=== RECORD EXTRACTS ===
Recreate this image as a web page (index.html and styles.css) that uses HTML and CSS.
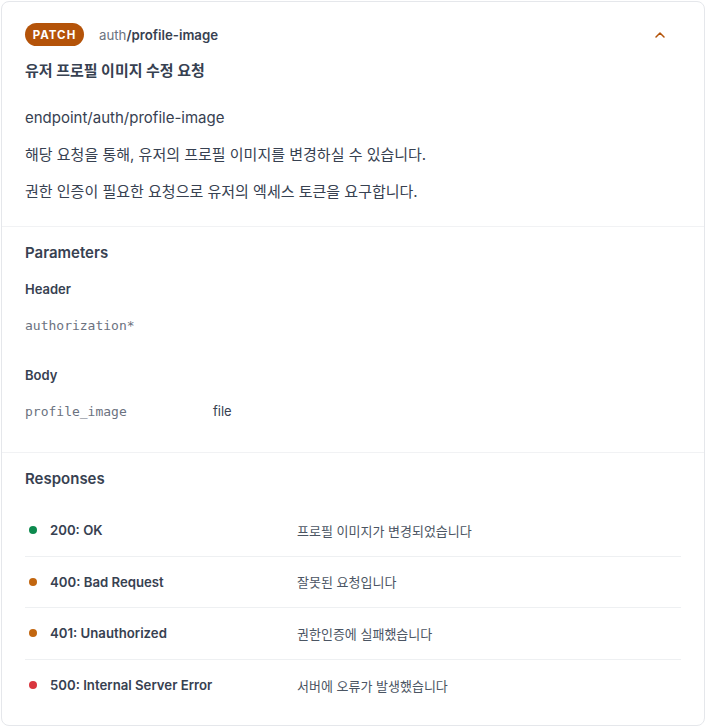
FILE: index.html
```html
<!DOCTYPE html>
<html lang="ko">
<head>
<meta charset="utf-8">
<link rel="stylesheet" href="styles.css">
</head>
<body>
<div class="card">
  <section class="intro">
    <div class="head">
      <span class="badge">PATCH</span>
      <span class="path"><span class="path-base">auth</span>/profile-image</span>
      <svg class="chev" width="12" height="8" viewBox="0 0 12 8"><path d="M2 6 L6 2 L10 6" fill="none" stroke="#b45309" stroke-width="1.5" stroke-linecap="round" stroke-linejoin="round"/></svg>
    </div>
    <h1 class="title">유저 프로필 이미지 수정 요청</h1>
    <p class="text endpoint">endpoint/auth/profile-image</p>
    <p class="text">해당 요청을 통해, 유저의 프로필 이미지를 변경하실 수 있습니다.</p>
    <p class="text">권한 인증이 필요한 요청으로 유저의 엑세스 토큰을 요구합니다.</p>
  </section>
  <section class="params">
    <h2 class="sec-title">Parameters</h2>
    <h3 class="sub-title">Header</h3>
    <div class="param"><code class="pname">authorization*</code></div>
    <h3 class="sub-title body-title">Body</h3>
    <div class="param"><code class="pname">profile_image</code><span class="ptype">file</span></div>
  </section>
  <section class="responses">
    <h2 class="sec-title">Responses</h2>
    <ul class="resp-list">
      <li class="resp"><span class="dot ok"></span><span class="code">200: OK</span><span class="desc">프로필 이미지가 변경되었습니다</span></li>
      <li class="resp"><span class="dot warn"></span><span class="code">400: Bad Request</span><span class="desc">잘못된 요청입니다</span></li>
      <li class="resp"><span class="dot warn"></span><span class="code">401: Unauthorized</span><span class="desc">권한인증에 실패했습니다</span></li>
      <li class="resp"><span class="dot err"></span><span class="code">500: Internal Server Error</span><span class="desc">서버에 오류가 발생했습니다</span></li>
    </ul>
  </section>
</div>
</body>
</html>
```
FILE: styles.css
```css
* { box-sizing: border-box; }
html, body { margin: 0; padding: 0; background: #ffffff; }
body {
  font-family: Inter, "Noto Sans CJK KR", sans-serif;
  color: #374151;
  padding: 1px;
}
.card {
  width: 704px;
  height: 725px;
  border: 1px solid #e5e7eb;
  border-radius: 8px;
  background: #fff;
  overflow: hidden;
}
.intro {
  padding: 21px 24px 23px 23px;
  border-bottom: 1px solid #f1f2f4;
}
.head {
  display: flex;
  align-items: center;
  height: 23px;
}
.badge {
  display: inline-flex;
  align-items: center;
  justify-content: center;
  height: 23px;
  width: 59px;
  border-radius: 12px;
  background: #b45309;
  color: #fff;
  font-size: 11.5px;
  font-weight: 700;
  letter-spacing: 1px;
}
.path {
  margin-left: 15px;
  font-size: 13.25px;
  font-weight: 600;
  color: #374151;
}
.path-base { font-weight: 400; color: #6b7280; }
.chev { margin-left: auto; margin-right: 14px; }
.title {
  margin: 14px 0 0;
  font-size: 15px;
  font-weight: 700;
  color: #374151;
  line-height: 22px;
}
.text {
  margin: 0;
  font-size: 15px;
  line-height: 22px;
  color: #374151;
}
.endpoint { margin-top: 25px; }
.text + .text { margin-top: 15px; }
.params {
  padding: 15px 24px 30px 23px;
  border-bottom: 1px solid #f1f2f4;
}
.sec-title {
  margin: 0;
  font-size: 15px;
  font-weight: 600;
  line-height: 22px;
  color: #374151;
}
.sub-title {
  margin: 14px 0 0;
  font-size: 13px;
  font-weight: 600;
  line-height: 22px;
  color: #374151;
}
.body-title { margin-top: 28px; }
.param {
  display: flex;
  align-items: center;
  margin-top: 14px;
  height: 22px;
}
.pname {
  font-family: "DejaVu Sans Mono", monospace;
  font-size: 13px;
  color: #6b7280;
  width: 188px;
}
.ptype { font-size: 13px; color: #374151; }
.responses {
  padding: 15px 24px 0 23px;
}
.resp-list {
  list-style: none;
  margin: 15px 0 0;
  padding: 0;
  width: 656px;
}
.resp {
  display: flex;
  align-items: center;
  height: 51.5px;
  border-bottom: 1px solid #eef0f2;
}
.resp:last-child { border-bottom: none; }
.dot {
  width: 8px;
  height: 8px;
  border-radius: 50%;
  margin-left: 4px;
  margin-right: 13px;
}
.ok { background: #0d8a4e; }
.warn { background: #c2660f; }
.err { background: #d9363e; }
.code {
  width: 247px;
  font-size: 13.2px;
  font-weight: 600;
  color: #374151;
}
.desc {
  font-size: 13px;
  color: #4b5563;
}
```
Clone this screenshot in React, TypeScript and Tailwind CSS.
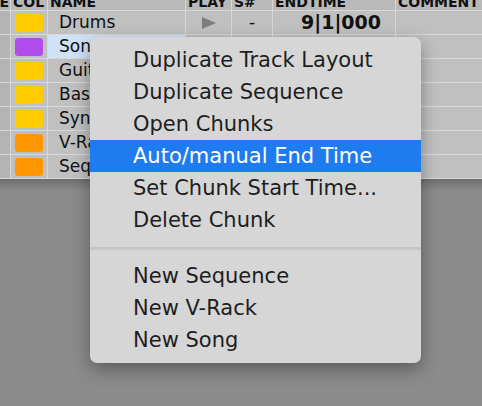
import React from 'react';

const rows = [
  { name: 'Drums', color: '#ffcc00', play: true, sn: '-', end: '9|1|000' },
  { name: 'Song', color: '#b04cec', selected: true },
  { name: 'Guitar', color: '#ffcc00' },
  { name: 'Bass', color: '#ffcc00' },
  { name: 'Synth', color: '#ffcc00' },
  { name: 'V-Rack', color: '#ff9500' },
  { name: 'Sequence', color: '#ff9500' },
];

const headers = ['E', 'COL', 'NAME', 'PLAY', 'S#', 'ENDTIME', 'COMMENT'];

type Item = { label: string; active?: boolean } | 'sep';

const menu: Item[] = [
  { label: 'Duplicate Track Layout' },
  { label: 'Duplicate Sequence' },
  { label: 'Open Chunks' },
  { label: 'Auto/manual End Time', active: true },
  { label: 'Set Chunk Start Time...' },
  { label: 'Delete Chunk' },
  'sep',
  { label: 'New Sequence' },
  { label: 'New V-Rack' },
  { label: 'New Song' },
];

function ContextMenu() {
  return (
    <div className="absolute left-[90px] top-[37px] w-[331px] rounded-[7px] bg-[#d6d6d6] py-[7px] shadow-[0_6px_18px_rgba(0,0,0,0.35)] font-['DejaVu_Sans',sans-serif] text-[21px]">
      {menu.map((item, i) =>
        item === 'sep' ? (
          <div key={i} className="h-6 flex items-center">
            <div className="h-[3px] w-full bg-[#c6c6c6]" />
          </div>
        ) : (
          <div
            key={i}
            className={`h-8 flex items-center pl-[43px] leading-none ${item.active ? 'bg-[#1f7cf0] text-white' : 'text-[#1e1e1e]'}`}
          >
            {item.label}
          </div>
        )
      )}
    </div>
  );
}

export default function App() {
  return (
    <div className="relative w-[482px] h-[406px] overflow-hidden bg-[#8b8b8b] font-['DejaVu_Sans',sans-serif]">
      {/* Track table */}
      <div className="grid grid-cols-[10px_36px_137px_45px_40px_122px_86px] grid-rows-[10px_repeat(7,23px)] gap-px bg-[#d8d8d8] pb-px">
        {headers.map((h, i) => (
          <div
            key={h}
            className={`relative overflow-hidden text-[14px] font-bold text-[#111] leading-none ${i === 0 ? 'bg-[#b4b4b4]' : 'bg-[#b9b9b9]'}`}
          >
            <span className={`absolute bottom-[1px] ${i === 0 ? 'right-[1px]' : 'left-[2px]'}`}>{h}</span>
          </div>
        ))}
        {rows.map((r) => (
          <React.Fragment key={r.name}>
            <div className="bg-[#b4b4b4]" />
            <div className="bg-[#c0c0c0] flex items-center justify-center">
              <div className="w-7 h-[18px] rounded-[3px]" style={{ backgroundColor: r.color }} />
            </div>
            <div
              className={`flex items-center pl-[11px] text-[17px] text-[#111] ${r.selected ? 'bg-[#cfe2f7]' : 'bg-[#c0c0c0]'}`}
            >
              {r.name}
            </div>
            <div className="bg-[#c0c0c0] flex items-center justify-center">
              {r.play && (
                <svg width="14" height="12" viewBox="0 0 14 12">
                  <polygon points="0,0 14,6 0,12" fill="#7e7e7e" />
                </svg>
              )}
            </div>
            <div className="bg-[#c0c0c0] flex items-center justify-center text-[17px] text-[#111]">
              {r.sn}
            </div>
            <div className="bg-[#c0c0c0] flex items-center justify-end pr-[14px] text-[19px] font-bold text-[#111]">
              {r.end}
            </div>
            <div className="bg-[#c0c0c0]" />
          </React.Fragment>
        ))}
      </div>
      <div className="h-3 bg-gradient-to-b from-[#6e6e6e] to-[#8b8b8b]" />

      <ContextMenu />
    </div>
  );
}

=== PROBLEM TO SOLVE ===
Take the material above and output only the lines from the one that contains "Clone this screenshot" through the one that contains "import React from 'react';", ends included and images left out.

=== WORKED SOLUTION ===
Clone this screenshot in React, TypeScript and Tailwind CSS.
import React from 'react';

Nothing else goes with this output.